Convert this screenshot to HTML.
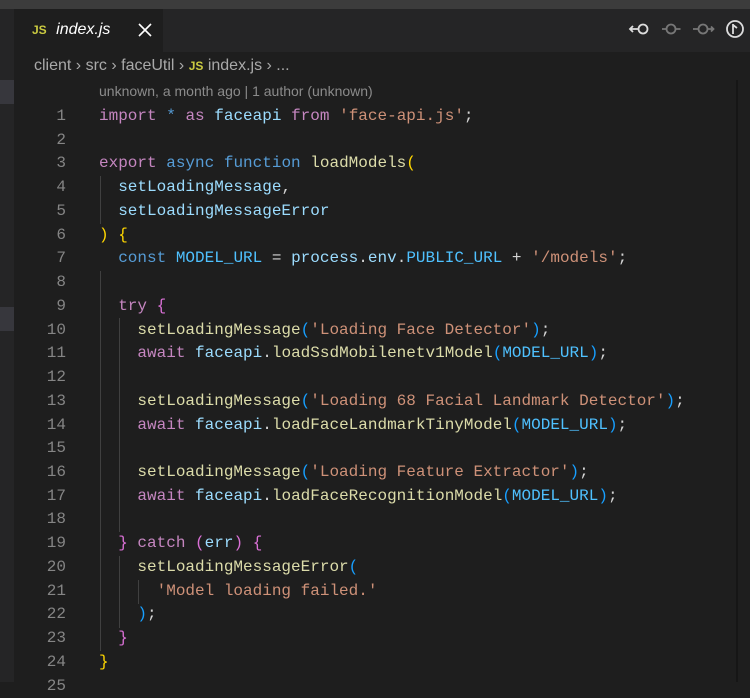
<!DOCTYPE html>
<html><head><meta charset="utf-8"><style>
body{margin:0;width:750px;height:682px;overflow:hidden;background:#1e1e1e;position:relative;font-family:"Liberation Sans",sans-serif}
.top{position:absolute;left:0;top:0;width:750px;height:9px;background:#3c3c3c}
.side{position:absolute;left:0;top:9px;width:14px;height:673px;background:#252526}
.tabs{position:absolute;left:14px;top:9px;width:736px;height:43px;background:#252526}
.tab{position:absolute;left:14px;top:9px;width:149px;height:43px;background:#1e1e1e}
.js{color:#cbcb41;font-weight:bold;font-size:12px}
.crumb{position:absolute;left:34px;top:57px;color:#a9a9a9;font-size:16px}
.blame{position:absolute;left:99px;top:83px;color:#8b8b8b;font-size:14px}
.code{position:absolute;left:0;top:105px;font-family:"Liberation Mono",monospace;font-size:16px;line-height:23.74px;white-space:pre;color:#d4d4d4}
.ln{display:inline-block;width:66px;text-align:right;color:#858585;margin-right:33px}
.k{color:#c586c0}.b{color:#569cd6}.v{color:#9cdcfe}.f{color:#dcdcaa}.s{color:#ce9178}.c{color:#4fc1ff}
.y{color:#ffd700}.p{color:#da70d6}.u{color:#179fff}
.g{position:absolute;width:1px;background:#404040}
</style></head><body>
<div class="top"></div>
<div class="side"></div>
<div style="position:absolute;left:0;top:80px;width:14px;height:24px;background:#37373d"></div>
<div style="position:absolute;left:0;top:307px;width:14px;height:24px;background:#37373d"></div>
<div class="tabs"></div>
<div class="tab"></div>
<div style="position:absolute;left:32px;top:21px"><span class="js">JS</span> <span style="color:#fff;font-style:italic;font-size:16px;margin-left:5px">index.js</span></div>
<svg style="position:absolute;left:138px;top:23px" width="14" height="14" viewBox="0 0 14 14"><path d="M1 1L13 13M13 1L1 13" stroke="#fff" stroke-width="1.6"/></svg>
<svg style="position:absolute;left:628px;top:18px" width="122" height="24" viewBox="0 0 122 24" fill="none" stroke-width="1.8">
<g stroke="#ddd"><circle cx="15" cy="11" r="4.5"/><path d="M10 11H2M5 8L2 11L5 14"/></g>
<g stroke="#777"><circle cx="43" cy="11" r="4.5"/><path d="M34 11h4.5M47.5 11h5"/><circle cx="75" cy="11" r="4.5"/><path d="M65 11h5.5M79.5 11h6M83 8.5l2.5 2.5-2.5 2.5"/></g>
<g stroke="#ddd"><circle cx="107" cy="11" r="8"/><path d="M105 6v10M105 7l4 3"/></g>
</svg>
<div class="crumb">client › src › faceUtil › <span class="js">JS</span> index.js › ...</div>
<div class="blame">unknown, a month ago | 1 author (unknown)</div>
<div class="g" style="left:100px;top:176px;height:48px"></div>
<div class="g" style="left:100px;top:271px;height:380px"></div>
<div class="g" style="left:119px;top:318px;height:214px"></div>
<div class="g" style="left:119px;top:556px;height:72px"></div>
<div class="g" style="left:138px;top:580px;height:24px"></div>
<div style="position:absolute;left:736px;top:80px;width:2px;height:602px;background:#161616"></div>
<div class="code"><span class="ln">1</span><span class="k">import</span> <span class="b">*</span> <span class="k">as</span> <span class="v">faceapi</span> <span class="k">from</span> <span class="s">'face-api.js'</span>;
<span class="ln">2</span>
<span class="ln">3</span><span class="k">export</span> <span class="b">async</span> <span class="b">function</span> <span class="f">loadModels</span><span class="y">(</span>
<span class="ln">4</span>  <span class="v">setLoadingMessage</span>,
<span class="ln">5</span>  <span class="v">setLoadingMessageError</span>
<span class="ln">6</span><span class="y">)</span> <span class="y">{</span>
<span class="ln">7</span>  <span class="b">const</span> <span class="c">MODEL_URL</span> = <span class="v">process</span>.<span class="v">env</span>.<span class="c">PUBLIC_URL</span> + <span class="s">'/models'</span>;
<span class="ln">8</span>
<span class="ln">9</span>  <span class="k">try</span> <span class="p">{</span>
<span class="ln">10</span>    <span class="f">setLoadingMessage</span><span class="u">(</span><span class="s">'Loading Face Detector'</span><span class="u">)</span>;
<span class="ln">11</span>    <span class="k">await</span> <span class="v">faceapi</span>.<span class="f">loadSsdMobilenetv1Model</span><span class="u">(</span><span class="c">MODEL_URL</span><span class="u">)</span>;
<span class="ln">12</span>
<span class="ln">13</span>    <span class="f">setLoadingMessage</span><span class="u">(</span><span class="s">'Loading 68 Facial Landmark Detector'</span><span class="u">)</span>;
<span class="ln">14</span>    <span class="k">await</span> <span class="v">faceapi</span>.<span class="f">loadFaceLandmarkTinyModel</span><span class="u">(</span><span class="c">MODEL_URL</span><span class="u">)</span>;
<span class="ln">15</span>
<span class="ln">16</span>    <span class="f">setLoadingMessage</span><span class="u">(</span><span class="s">'Loading Feature Extractor'</span><span class="u">)</span>;
<span class="ln">17</span>    <span class="k">await</span> <span class="v">faceapi</span>.<span class="f">loadFaceRecognitionModel</span><span class="u">(</span><span class="c">MODEL_URL</span><span class="u">)</span>;
<span class="ln">18</span>
<span class="ln">19</span>  <span class="p">}</span> <span class="k">catch</span> <span class="p">(</span><span class="v">err</span><span class="p">)</span> <span class="p">{</span>
<span class="ln">20</span>    <span class="f">setLoadingMessageError</span><span class="u">(</span>
<span class="ln">21</span>      <span class="s">'Model loading failed.'</span>
<span class="ln">22</span>    <span class="u">)</span>;
<span class="ln">23</span>  <span class="p">}</span>
<span class="ln">24</span><span class="y">}</span>
<span class="ln">25</span></div>
</body></html>
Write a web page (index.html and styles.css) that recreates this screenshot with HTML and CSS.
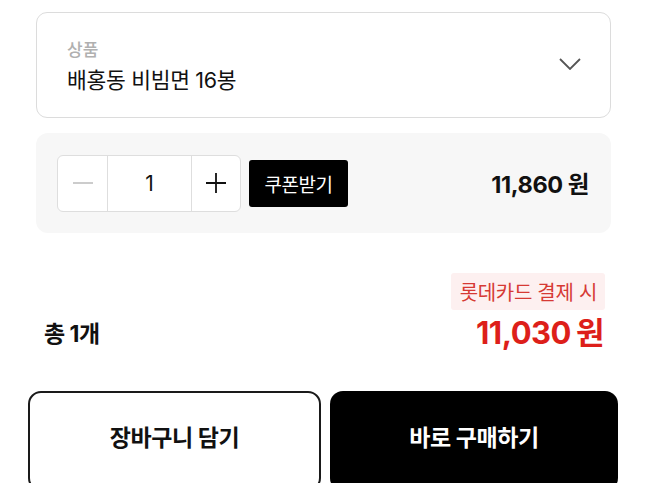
FILE: index.html
```html
<!DOCTYPE html>
<html lang="ko">
<head>
<meta charset="utf-8">
<link rel="stylesheet" href="styles.css">
</head>
<body>
<div class="page">
  <div class="select">
    <div class="select-text">
      <div class="select-label">상품</div>
      <div class="select-value">배홍동 비빔면 16봉</div>
    </div>
    <svg class="chevron" width="22" height="12" viewBox="0 0 22 12"><path d="M1 1 L11 11 L21 1" fill="none" stroke="#555" stroke-width="1.8"/></svg>
  </div>

  <div class="option">
    <div class="stepper">
      <div class="step-btn">
        <svg width="22" height="22" viewBox="0 0 22 22"><path d="M1 11 H21" stroke="#bbb" stroke-width="1.5"/></svg>
      </div>
      <div class="step-qty">1</div>
      <div class="step-btn plus">
        <svg width="22" height="22" viewBox="0 0 22 22"><path d="M1 11 H21 M11 1 V21" stroke="#111" stroke-width="1.8"/></svg>
      </div>
    </div>
    <button class="coupon">쿠폰받기</button>
    <div class="option-price">11,860<span class="won">원</span></div>
  </div>

  <div class="summary">
    <div class="total-label">총 1개</div>
    <div class="total-right">
      <div class="badge">롯데카드 결제 시</div>
      <div class="total-price">11,030<span class="won">원</span></div>
    </div>
  </div>
</div>

<div class="actions">
  <button class="btn btn-cart">장바구니 담기</button>
  <button class="btn btn-buy">바로 구매하기</button>
</div>
</body>
</html>
```

FILE: styles.css
```css
* { box-sizing: border-box; }
html, body { margin: 0; padding: 0; background: #fff; }
body {
  width: 648px;
  height: 483px;
  overflow: hidden;
  font-family: Inter, "Noto Sans CJK KR", sans-serif;
  color: #111;
}
.page {
  padding: 12px 37px 0 36px;
}
.select {
  height: 106px;
  border: 1px solid #dcdcdc;
  border-radius: 11px;
  display: flex;
  align-items: center;
  justify-content: space-between;
  padding: 0 29px 0 30px;
}
.select-text { display: flex; flex-direction: column; padding-top: 4px; }
.select-label {
  font-size: 17px;
  color: #b0b0b0;
  line-height: 20px;
  font-weight: 500;
}
.select-value {
  font-size: 21.5px;
  line-height: 28px;
  margin-top: 6px;
  color: #111;
  letter-spacing: -0.3px;
}
.chevron { margin-top: -2px; }

.option {
  margin-top: 15px;
  height: 100px;
  background: #f7f7f7;
  border-radius: 12px;
  display: flex;
  align-items: center;
  padding: 0 22px 0 21px;
}
.stepper {
  display: flex;
  height: 57px;
  width: 184px;
  border: 1px solid #dedede;
  border-radius: 6px;
  background: #fff;
}
.step-btn {
  width: 49px;
  display: flex;
  align-items: center;
  justify-content: center;
}
.step-btn.plus { width: 48px; }
.step-qty {
  flex: 1;
  border-left: 1px solid #dedede;
  border-right: 1px solid #dedede;
  display: flex;
  align-items: center;
  justify-content: center;
  font-size: 21px;
  color: #111;
}
.coupon {
  margin-left: 8px;
  height: 47px;
  width: 99px;
  background: #000;
  color: #fff;
  border: none;
  border-radius: 3px;
  font-family: inherit;
  font-size: 19px;
  letter-spacing: -0.5px;
  padding: 0;
}
.option-price {
  margin-left: auto;
  font-size: 23.5px;
  font-weight: 700;
  letter-spacing: -0.4px;
}
.won { margin-left: 5px; }

.summary {
  margin-top: 40px;
  display: flex;
  justify-content: space-between;
  align-items: flex-end;
  padding: 0 7px 0 8px;
}
.total-label {
  font-size: 23px;
  font-weight: 700;
  padding-bottom: 6px;
  letter-spacing: -0.5px;
}
.total-right {
  display: flex;
  flex-direction: column;
  align-items: flex-end;
}
.badge {
  height: 37px;
  padding: 0 8px 0 9px;
  background: #fdf0f0;
  color: #d63a34;
  font-size: 20px;
  letter-spacing: -0.3px;
  display: flex;
  align-items: center;
  border-radius: 3px;
  margin-right: -1px;
}
.total-price {
  margin-top: 1px;
  font-size: 31px;
  font-weight: 700;
  color: #dd1f1a;
  letter-spacing: -0.5px;
  line-height: 44px;
}

.actions {
  margin-top: 36px;
  display: grid;
  grid-template-columns: 293px 288px;
  gap: 9px;
  padding-left: 28px;
}
.btn {
  height: 100px;
  border-radius: 13px;
  font-family: inherit;
  font-size: 23px;
  font-weight: 700;
  padding: 0 0 10px 0;
  letter-spacing: -0.4px;
}
.btn-cart {
  background: #fff;
  border: 2px solid #1a1a1a;
  color: #111;
}
.btn-buy {
  background: #000;
  border: none;
  color: #fff;
}
```
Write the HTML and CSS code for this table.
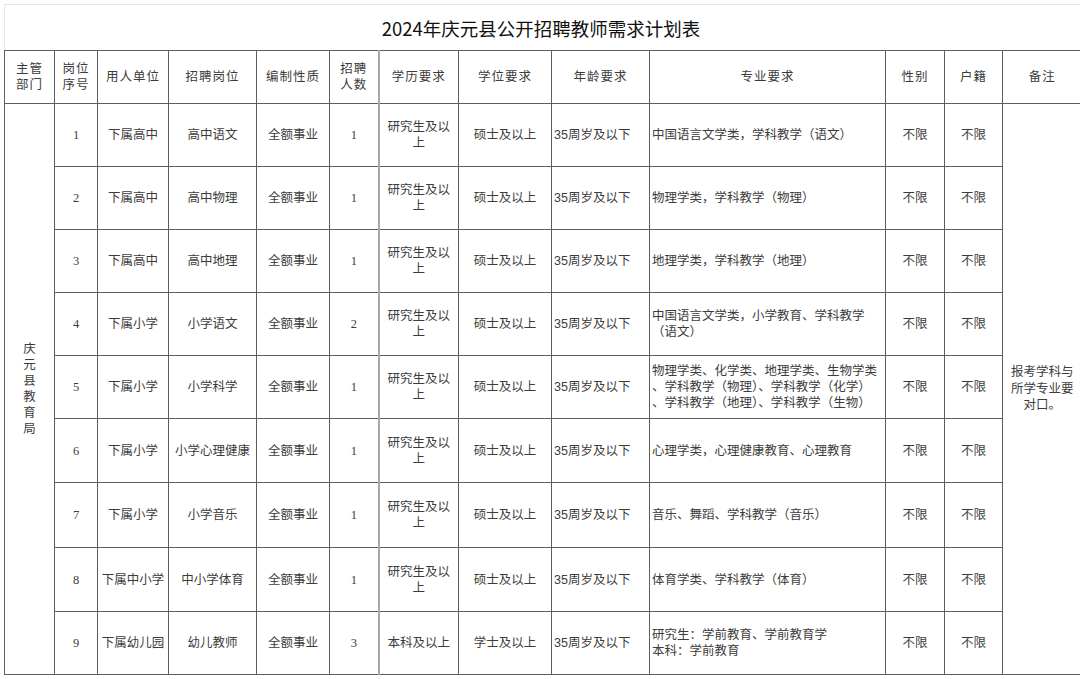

_ _ _ _

Short exercise.
Go through the records and gather the lines that hold "code".

Complete answer.
.code{position:absolute;left:0;top:105px;font-family:"Liberation Mono",monospace;font-size:16px;line-height:23.74px;white-space:pre;color:#d4d4d4}
<div class="code"><span class="ln">1</span><span class="k">import</span> <span class="b">*</span> <span class="k">as</span> <span class="v">faceapi</span> <span class="k">from</span> <span class="s">'face-api.js'</span>;
Write the HTML and CSS code for this table.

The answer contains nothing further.